Face à ceux venus d’ailleurs sans autorisation et sans pied-à-terre, l’État voudrait qu’il n’existe que deux solutions : l’enfermement en centres de rétention (et sa nouvelle déclinaison expérimentée cet été, l’enfermement à l’extérieur, c’est-à-dire l’assignation à résidence avec l’obligation de signer au commissariat tous les jours) ou un contrôle strict, à travers des procédures de demande d’asile, « d’aiguillage » (c’est-à-dire de renvoi forcé) dans un autre pays d’Europe, de placement dans des centres. Mais si l’Etat parvient à enfermer des corps, il échoue à annihiler les cœurs et les esprits, comme le prouve l’incendie d’une grande partie du centre de rétention de Vincennes début juillet par les détenus eux-mêmes, ou les multiples et perpétuelles tentatives d’évasions. Quant aux mesures de contrôle, malgré les vicieuses tentatives des associations et organisations humanitaires pour les faire accepter à ceux qui savent pertinemment pour quelles raisons ils les refusent, tout laisse penser que l’État, sans l’adhésion de ceux qu’il voudrait voir dociles et obéissants, va devoir utiliser la force et la violence pour les leur imposer. Dévoilant, une fois de plus et sans pudeur, la seule face qui est la sienne : celle de l’autorité.
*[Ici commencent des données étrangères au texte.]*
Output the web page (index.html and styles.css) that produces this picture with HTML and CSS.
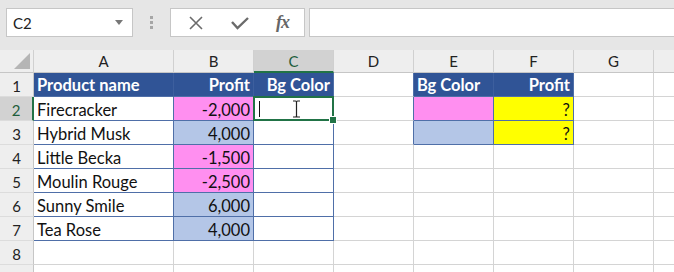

Car s’il existe quelque chose de profondément enraciné dans les êtres humains, par-delà le temps et l’espace, c’est bien la capacité à refuser le sort qui leur est fait, à soi et à ses semblables, à refuser de se plier aux injonctions extérieures. C’est la volonté inaltérable de défier les puissances qui les condamnent à un destin tout tracé. C’est de là que la révolte puise sa force. En s’en donnant les moyens, il est toujours possible de renvoyer un peu de leurs responsabilités à la face des ennemis de la liberté.